-- Instructions to follow --
Begin at the top of the entries below and write out every line through the one containing "import * as", excluding pictures.

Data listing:
===============
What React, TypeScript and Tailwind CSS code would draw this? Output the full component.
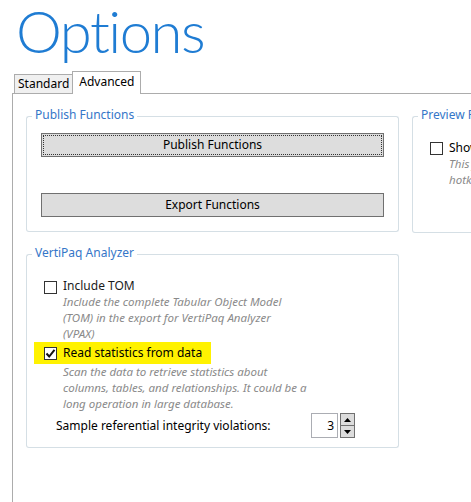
import * as React from "react";

const Check = ({checked, className}:{checked?:boolean; className?:string}) => (
  <span className={"w-[13px] h-[13px] border border-[#333333] bg-white flex items-center justify-center shrink-0 " + (className || "")}>
    {checked ? (
      <svg width="11" height="11" viewBox="0 0 11 11">
        <path d="M1.5 5.5 L4.2 8.5 L9.5 1.8" fill="none" stroke="#111" strokeWidth="2" />
      </svg>
    ) : null}
  </span>
);

// group box: header row draws the top edge around the caption
const Group = ({title, className, bodyClass, children}:{title:string; className?:string; bodyClass?:string; children:React.ReactNode}) => (
  <div className={"shrink-0 flex flex-col " + (className || "")}>
    <div className="flex h-[16px]">
      <div className="w-[6px] h-[7px] self-end border-l border-t border-[#d5dfe5] rounded-tl-[3px]" />
      <span className="px-[3px] text-[12px] leading-[16px] text-[#3576c8] whitespace-nowrap">{title}</span>
      <div className="flex-1 h-[7px] self-end border-r border-t border-[#d5dfe5] rounded-tr-[3px]" />
    </div>
    <div className={"border-l border-r border-b border-[#d5dfe5] rounded-b-[3px] " + (bodyClass || "")}>
      {children}
    </div>
  </div>
);

const Button = ({label, focus}:{label:string; focus?:boolean}) => (
  <div className="h-[24px] border border-[#707070] bg-[#dddddd] p-px">
    <div className={"h-full flex items-center justify-center text-[12px] text-black " + (focus ? "border border-dotted border-[#333]" : "")}>
      {label}
    </div>
  </div>
);

const App = () => {
  return (
    <div className="w-[471px] h-[502px] overflow-hidden bg-white font-['Noto_Sans','Open_Sans',sans-serif] text-black">
      <h1 className="pl-[16px] h-[71px] text-[58px] leading-[61px] tracking-[-1.5px] font-light text-[#1f7cd3] font-['Lato','Open_Sans',sans-serif]">Options</h1>

      {/* tabs */}
      <div className="flex items-end ml-[14px] h-[23px] relative z-10">
        <div className="h-[20px] px-[3px] border border-[#acacac] border-r-0 bg-[#f0f0f0] text-[12px] leading-[18px]">Standard</div>
        <div className="h-[23px] px-[6px] border border-[#acacac] border-b-0 bg-white text-[12px] leading-[19px]">Advanced</div>
      </div>

      <div className="ml-[12px] -mt-px border-l border-t border-[#acacac] h-[420px] pl-[13px] pt-[13px]">
        <div className="flex gap-[13px] items-start">
          <Group title="Publish Functions" className="w-[373px]" bodyClass="px-[14px] pt-[10px] pb-[14px]">
            <div className="flex flex-col gap-[36px]">
              <Button label="Publish Functions" focus />
              <Button label="Export Functions" />
            </div>
          </Group>
          <Group title="Preview Features" className="w-[200px]" bodyClass="pl-[17px] pt-[17px] h-[110px]">
            <div className="flex items-center gap-[6px] text-[12px] leading-[16px]">
              <Check />
              <span className="whitespace-nowrap">Show hotkeys</span>
            </div>
            <div className="pl-[19px] text-[11.5px] leading-[16px] italic text-[#8a8a8a] whitespace-nowrap">
              This feature shows<br />hotkeys in the editor
            </div>
          </Group>
        </div>

        <Group title="VertiPaq Analyzer" className="mt-[12px] w-[373px]" bodyClass="pl-[17px] pt-[17px] pb-[9px]">
          <div className="flex items-start gap-[6px] text-[12px] leading-[16px] text-[#1b1b1b]">
            <Check className="mt-[3px]" />
            <span>Include TOM</span>
          </div>
          <div className="pl-[19px] text-[11.5px] leading-[16px] italic text-[#8a8a8a]">
            Include the complete Tabular Object Model<br />(TOM) in the export for VertiPaq Analyzer<br />(VPAX)
          </div>
          <div className="-ml-[10px] w-fit h-[22px] bg-[#fff200] flex items-center gap-[6px] pl-[10px] pr-[9px] text-[12px] whitespace-nowrap">
            <Check checked />
            <span>Read statistics from data</span>
          </div>
          <div className="pl-[19px] text-[11.5px] leading-[16px] italic text-[#8a8a8a]">
            Scan the data to retrieve statistics about<br />columns, tables, and relationships. It could be a<br />long operation in large database.
          </div>
          <div className="mt-[1px] ml-[12px] flex items-center text-[12px]">
            <span className="w-[255px] whitespace-nowrap">Sample referential integrity violations:</span>
            <div className="w-[27px] h-[25px] border border-[#abadb3] flex items-center justify-end pr-[3px]">3</div>
            <div className="ml-[2px] flex flex-col">
              <div className="w-[15px] h-[13px] border border-[#707070] bg-[#dcdcdc] flex items-center justify-center">
                <svg width="7" height="4" viewBox="0 0 7 4"><path d="M0 4 L3.5 0 L7 4 Z" fill="#000" /></svg>
              </div>
              <div className="w-[15px] h-[12px] border border-t-0 border-[#707070] bg-[#dcdcdc] flex items-center justify-center">
                <svg width="7" height="4" viewBox="0 0 7 4"><path d="M0 0 L7 0 L3.5 4 Z" fill="#000" /></svg>
              </div>
            </div>
          </div>
        </Group>
      </div>
    </div>
  );
};

export default App;
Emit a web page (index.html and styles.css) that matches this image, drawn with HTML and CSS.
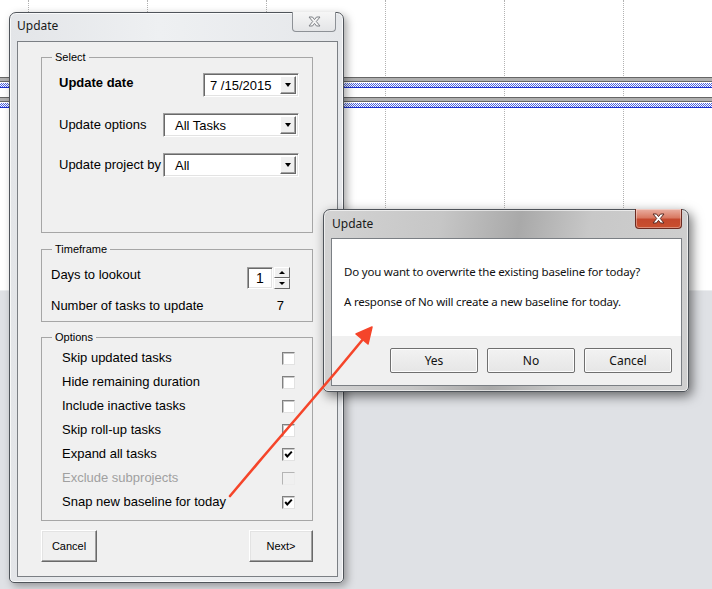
FILE: index.html
```html
<!DOCTYPE html>
<html lang="en">
<head>
    <meta charset="UTF-8">
    <meta name="viewport" content="width=device-width, initial-scale=1.0">
    <title>Update</title>
    <link rel="stylesheet" href="styles.css">
</head>
<body>
    <!-- project view behind the dialogs -->
    <div class="chart">
        <div class="grid-lines">
            <div class="grid-col"></div>
            <div class="grid-col"></div>
            <div class="grid-col"></div>
            <div class="grid-col"></div>
            <div class="grid-col"></div>
            <div class="grid-col"></div>
        </div>
        <div class="bars">
            <div class="bar"><div class="bar-rule"></div><div class="bar-fill"></div></div>
            <div class="bar"><div class="bar-rule"></div><div class="bar-fill"></div></div>
        </div>
    </div>
    <div class="sheet"></div>

    <!-- update wizard -->
    <div class="window wizard">
        <div class="titlebar">
            <span class="title">Update</span>
            <span class="close close-inactive">
                <svg width="13" height="11" viewBox="0 0 13 11"><path d="M1 1H4.5L6.5 3.6L8.5 1H12L8.3 5.5L12 10H8.5L6.5 7.4L4.5 10H1L4.7 5.5Z" fill="#f4f4f4" stroke="#7e8186" stroke-width="1"/></svg>
            </span>
        </div>
        <div class="client">
            <div class="group group-select">
                <span class="group-label">Select</span>
                <div class="group-body select-body">
                    <div class="field-row">
                        <span class="field-label strong">Update date</span>
                        <div class="combo date"><span class="combo-value">7 /15/2015</span><span class="drop"></span></div>
                    </div>
                    <div class="field-row">
                        <span class="field-label">Update options</span>
                        <div class="combo wide"><span class="combo-value">All Tasks</span><span class="drop"></span></div>
                    </div>
                    <div class="field-row">
                        <span class="field-label">Update project by</span>
                        <div class="combo wide"><span class="combo-value">All</span><span class="drop"></span></div>
                    </div>
                </div>
            </div>

            <div class="group group-time">
                <span class="group-label">Timeframe</span>
                <div class="group-body time-body">
                    <div class="field-row top">
                        <span class="field-label">Days to lookout</span>
                        <div class="spinner">
                            <span class="spin-box">1</span>
                            <span class="spin-buttons"><span class="spin-up"></span><span class="spin-down"></span></span>
                        </div>
                    </div>
                    <div class="field-row count-row">
                        <span class="field-label">Number of tasks to update</span>
                        <span class="count">7</span>
                    </div>
                </div>
            </div>

            <div class="group group-options">
                <span class="group-label">Options</span>
                <div class="group-body options-body">
                    <div class="option"><span>Skip updated tasks</span><span class="check"></span></div>
                    <div class="option"><span>Hide remaining duration</span><span class="check"></span></div>
                    <div class="option"><span>Include inactive tasks</span><span class="check"></span></div>
                    <div class="option"><span>Skip roll-up tasks</span><span class="check"></span></div>
                    <div class="option"><span>Expand all tasks</span><span class="check checked"><svg width="9" height="9" viewBox="0 0 9 9"><path d="M1.2 4L3.3 6.4L7.8 1.6" fill="none" stroke="#000" stroke-width="2"/></svg></span></div>
                    <div class="option disabled"><span>Exclude subprojects</span><span class="check"></span></div>
                    <div class="option"><span>Snap new baseline for today</span><span class="check checked"><svg width="9" height="9" viewBox="0 0 9 9"><path d="M1.2 4L3.3 6.4L7.8 1.6" fill="none" stroke="#000" stroke-width="2"/></svg></span></div>
                </div>
            </div>

            <div class="actions">
                <button class="btn3d btn-cancel">Cancel</button>
                <button class="btn3d btn-next">Next&gt;</button>
            </div>
        </div>
    </div>

    <!-- confirmation message box -->
    <div class="window msgbox">
        <div class="titlebar">
            <span class="title">Update</span>
            <span class="close close-active">
                <svg width="13" height="11" viewBox="0 0 13 11"><path d="M1 1H4.5L6.5 3.6L8.5 1H12L8.3 5.5L12 10H8.5L6.5 7.4L4.5 10H1L4.7 5.5Z" fill="#fff" stroke="#5a2a22" stroke-width="1"/></svg>
            </span>
        </div>
        <div class="client">
            <div class="msg-body">
                <p>Do you want to overwrite the existing baseline for today?</p>
                <p>A response of No will create a new baseline for today.</p>
            </div>
            <div class="msg-footer">
                <button class="msg-btn">Yes</button>
                <button class="msg-btn">No</button>
                <button class="msg-btn">Cancel</button>
            </div>
        </div>
    </div>

    <!-- hand drawn annotation -->
    <svg class="annotation" width="712" height="589" viewBox="0 0 712 589">
        <polyline points="230,496 263,457 300,414 335,373 364,338" fill="none" stroke="#f5452a" stroke-width="2.6" stroke-linecap="round" stroke-linejoin="round"/>
        <polygon points="372,327 356,334 368,344" fill="#f5452a" stroke="#f5452a" stroke-width="1.5" stroke-linejoin="round"/>
    </svg>
</body>
</html>
```

FILE: styles.css
```css
body {
    margin: 0;
    width: 712px;
    height: 589px;
    position: relative;
    overflow: hidden;
    font-family: "Liberation Sans", Arial, sans-serif;
    font-size: 13px;
    color: #000;
    background: #fff;
}

/* background chart */
.chart {
    display: grid;
    height: 290px;
}
.chart > div {
    grid-area: 1 / 1;
}
.grid-lines {
    display: flex;
    padding-left: 28px;
}
.grid-col {
    flex: none;
    width: 118px;
    border-left: 1px dotted #b2b2b2;
}
.bars {
    padding-top: 77px;
    display: flex;
    flex-direction: column;
    gap: 9px;
}
.bar {
    height: 11px;
}
.bar-rule {
    height: 3px;
    background: #b0b0b0;
    border-top: 1px solid #666;
    border-bottom: 1px solid #666;
}
.bar-fill {
    margin-top: 1px;
    height: 4px;
    background: repeating-conic-gradient(#4a62e4 0 25%, #fff 0 50%) 0 0 / 2px 2px;
    border-bottom: 1px solid #1b30cf;
}
.sheet {
    height: 298px;
    background: #dfe1e5;
    border-top: 1px solid #eceef0;
}

/* windows */
.window {
    position: absolute;
    box-sizing: border-box;
    display: flex;
    flex-direction: column;
    border: 1px solid #4f545a;
    border-radius: 7px 7px 5px 5px;
}
.wizard {
    left: 9px;
    top: 12px;
    width: 335px;
    height: 571px;
    padding: 0 5px 5px 7px;
    background: linear-gradient(90deg, #e3e5e8, #eef0f2 45%, #e5e7ea);
    box-shadow: inset 0 0 0 1px rgba(255,255,255,0.75), 3px 3px 9px rgba(0,0,0,0.35);
}
.msgbox {
    left: 323px;
    top: 209px;
    width: 366px;
    height: 183px;
    padding: 0 6px 5px 7px;
    background: linear-gradient(100deg, #d3d3d3 0%, #c6c6c6 30%, #a9a9a9 50%, #c8c8c8 68%, #d0d0d0 100%);
    box-shadow: inset 0 0 0 1px rgba(255,255,255,0.6), 3px 4px 12px rgba(0,0,0,0.55);
}
.titlebar {
    flex: none;
    height: 28px;
    display: flex;
    justify-content: space-between;
    align-items: flex-start;
}
.title {
    font-family: "Noto Sans", sans-serif;
    font-size: 12px;
    line-height: 16px;
    color: #1a1a1a;
    margin-top: 5px;
}
.msgbox .title {
    margin: 6px 0 0 1px;
}
.close {
    margin-top: -1px;
    height: 20px;
    box-sizing: border-box;
    display: flex;
    align-items: center;
    justify-content: center;
    border-radius: 0 0 4px 4px;
}
.close-inactive {
    width: 44px;
    margin-right: 2px;
    border: 1px solid #8d9196;
    border-top: none;
    background: linear-gradient(#f6f6f6, #e4e5e7);
}
.close-active {
    width: 47px;
    border: 1px solid #6b2a20;
    border-top: none;
    background: linear-gradient(#eab0a2, #d97a63 45%, #c4482d 55%, #c9502f);
    box-shadow: inset 0 0 0 1px rgba(255,255,255,0.35);
}
.client {
    flex: 1;
    border: 1px solid #7b7f84;
    background: #f0f0f0;
    display: flex;
    flex-direction: column;
}
.wizard .client {
    padding: 0 24px 0 23px;
}

/* group boxes */
.group {
    box-sizing: border-box;
    border: 1px solid #a6a6a6;
}
.group-label {
    display: block;
    width: max-content;
    margin: -7px 0 0 10px;
    padding: 0 3px;
    background: #f0f0f0;
    font-size: 11px;
    line-height: 13px;
}
.group-select {
    margin-top: 15px;
    height: 176px;
}
.group-time {
    margin-top: 16px;
    height: 73px;
}
.group-options {
    margin-top: 15px;
    height: 184px;
}
.group-body {
    display: flex;
    flex-direction: column;
}
.select-body {
    padding: 9px 13px 0 17px;
    gap: 16px;
}
.time-body {
    padding: 11px 22px 0 9px;
}
.options-body {
    padding: 2px 17px 0 20px;
}
.field-row {
    display: flex;
    justify-content: space-between;
    align-items: center;
    line-height: 16px;
}
.select-body .field-row {
    height: 24px;
}
.field-row.top {
    align-items: flex-start;
}
.strong {
    font-weight: bold;
    align-self: flex-start;
    margin-top: 2px;
}
.count-row {
    margin-top: 9px;
}
.count {
    margin-right: 6px;
}

/* combo boxes */
.combo {
    box-sizing: border-box;
    height: 24px;
    display: flex;
    align-items: stretch;
    padding: 2px;
    background: #fff;
    border: 1px solid;
    border-color: #a0a0a0 #fff #fff #a0a0a0;
    box-shadow: inset 1px 1px #696969, inset -1px -1px #e3e3e3;
}
.combo.date {
    width: 96px;
}
.combo.wide {
    width: 136px;
}
.combo-value {
    flex: 1;
    line-height: 20px;
    padding-left: 4px;
}
.combo.wide .combo-value {
    padding-left: 9px;
}
.drop {
    width: 16px;
    box-sizing: border-box;
    display: flex;
    align-items: center;
    justify-content: center;
    background: #f0f0f0;
    border: 1px solid;
    border-color: #fff #696969 #696969 #fff;
    box-shadow: inset -1px -1px #a0a0a0;
}
.drop::after {
    content: "";
    border-style: solid;
    border-width: 4px 3.5px 0;
    border-color: #000 transparent transparent;
}

/* spinner */
.spinner {
    display: flex;
    gap: 1px;
    height: 22px;
}
.spin-box {
    box-sizing: border-box;
    width: 26px;
    background: #fff;
    border: 1px solid;
    border-color: #a0a0a0 #fff #fff #a0a0a0;
    box-shadow: inset 1px 1px #696969, inset -1px -1px #e3e3e3;
    text-align: center;
    font-size: 14px;
    line-height: 20px;
}
.spin-buttons {
    width: 16px;
    display: flex;
    flex-direction: column;
}
.spin-buttons span {
    flex: 1;
    display: flex;
    align-items: center;
    justify-content: center;
    background: #f0f0f0;
    border: 1px solid;
    border-color: #fff #696969 #696969 #fff;
}
.spin-up::after,
.spin-down::after {
    content: "";
    border-style: solid;
    border-color: transparent;
}
.spin-up::after {
    border-width: 0 3px 3px;
    border-bottom-color: #000;
}
.spin-down::after {
    border-width: 3px 3px 0;
    border-top-color: #000;
}

/* option checkboxes */
.option {
    height: 24px;
    display: flex;
    justify-content: space-between;
    align-items: center;
    line-height: 16px;
}
.check {
    box-sizing: border-box;
    width: 13px;
    height: 13px;
    display: flex;
    align-items: center;
    justify-content: center;
    background: #fff;
    border: 1px solid;
    border-color: #808080 #e2e2e2 #e2e2e2 #808080;
    box-shadow: inset 1px 1px #c8c8c8;
}
.option.disabled {
    color: #a0a0a0;
}
.option.disabled .check {
    background: #f0f0f0;
    border-color: #b4b4b4 #ececec #ececec #b4b4b4;
    box-shadow: none;
}

/* wizard buttons */
.actions {
    margin-top: 9px;
    display: flex;
    justify-content: space-between;
}
.btn3d {
    height: 32px;
    padding: 0;
    font-family: "Liberation Sans", Arial, sans-serif;
    font-size: 11px;
    color: #000;
    background: #f0f0f0;
    border: 1px solid;
    border-color: #fff #696969 #696969 #fff;
    box-shadow: inset -1px -1px #a0a0a0, inset 1px 1px #e3e3e3;
}
.btn-cancel {
    width: 56px;
}
.btn-next {
    width: 64px;
}

/* message box */
.msg-body {
    height: 97px;
    box-sizing: border-box;
    padding: 25px 12px 0;
    background: #fff;
    font-family: "Noto Sans", sans-serif;
    font-size: 11.5px;
    letter-spacing: -0.2px;
    line-height: 16px;
    color: #111;
}
.msg-body p {
    margin: 0 0 14px;
}
.msg-footer {
    flex: 1;
    display: flex;
    justify-content: flex-end;
    align-items: flex-start;
    gap: 9px;
    padding: 12px 9px 0 0;
}
.msg-btn {
    width: 88px;
    height: 25px;
    padding: 0;
    font-family: "Noto Sans", sans-serif;
    font-size: 12px;
    color: #111;
    background: linear-gradient(#f2f2f2, #e6e6e6);
    border: 1px solid #6f6f6f;
    border-radius: 2px;
    box-shadow: inset 0 0 0 1px #fcfcfc;
}

.annotation {
    position: absolute;
    left: 0;
    top: 0;
    pointer-events: none;
}
```
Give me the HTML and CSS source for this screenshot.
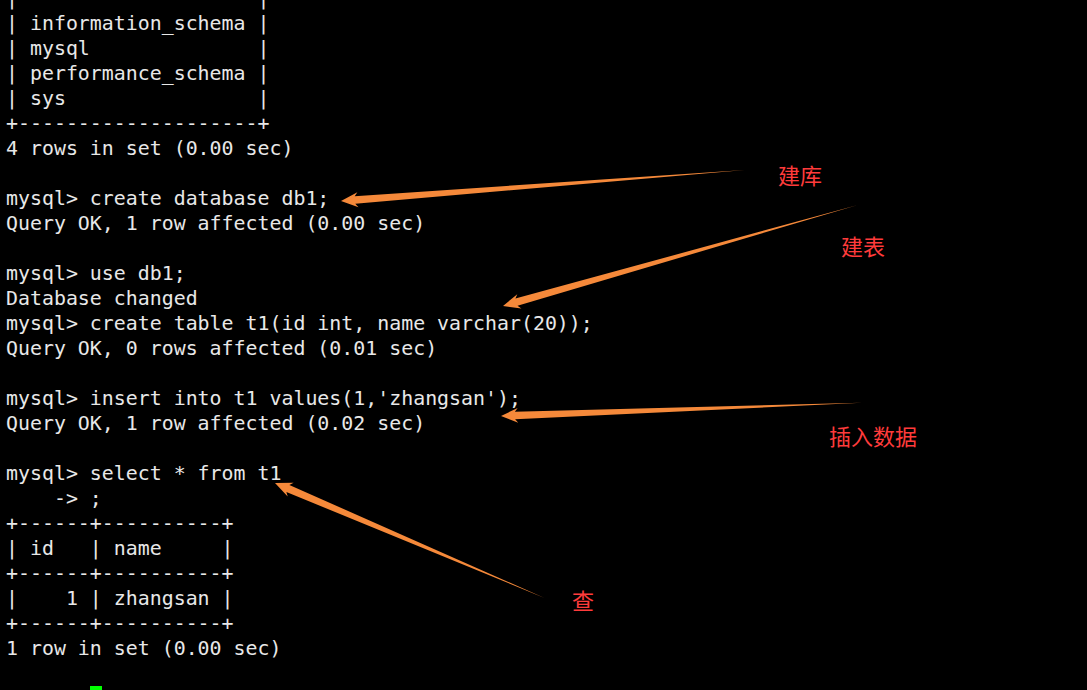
===============
-- Output below --
What React, TypeScript and Tailwind CSS code would draw this? Output the full component.
import * as React from "react";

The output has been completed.